La Mort est l’une des plus grandes interrogations de l’Humanité. Comme face à un immense mur, nous ne pouvons avoir le moindre indice sur l’avenir (ou non!) de notre esprit lorsque, usé ou détérioré, notre corps s’éteint. Cependant, il existe de nombreux témoignages de personnes qui ont eu une vision de ce qu’ils interprètent comme « l’au-delà ». Comme détachés de leur corps puis revenus, ils tente de raconter l’incroyable.

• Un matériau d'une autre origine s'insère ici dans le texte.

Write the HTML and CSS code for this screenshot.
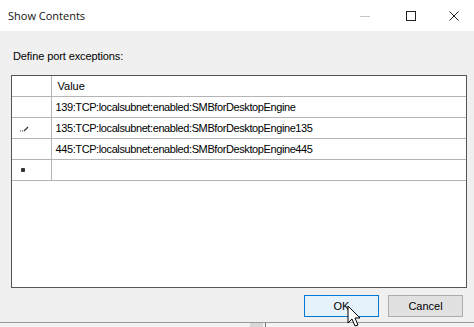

Parfois splendide, parfois terrifiante, l’expérience fascine car il ne trouve pas pour l’instant de réelles réponses de la part des scientifiques et qu’il peut mettre en scène l’imagination voire une certaine spiritualité. Arnaud Join-Lambert, Docteur en théologie et professeur à l’UCL (Université catholique de Louvain) nous éclaire sur ces Near death experiences

 

 

– Les religions font-elles mention des expériences de mort imminente (ou NDE) ?

 

 

Des récits de « voyage » existent dans la mythologie ainsi que sous certaines formes dans certaines religions antiques (Egypte, Grèce). Dans le bouddhisme, les NDE pourraient ressembler à cet état intermédiaire entre la vie et la mort, connu dans cette tradition. Les monothéismes ne les évoquent pas dans leur corpus de textes de références. Le récit par l’apôtre Paul d’une expérience mystique (dans sa 2e lettre aux Corinthiens 12,1-5) est parfois interprétée comme une sorte de NDE, mais c’est très marginal.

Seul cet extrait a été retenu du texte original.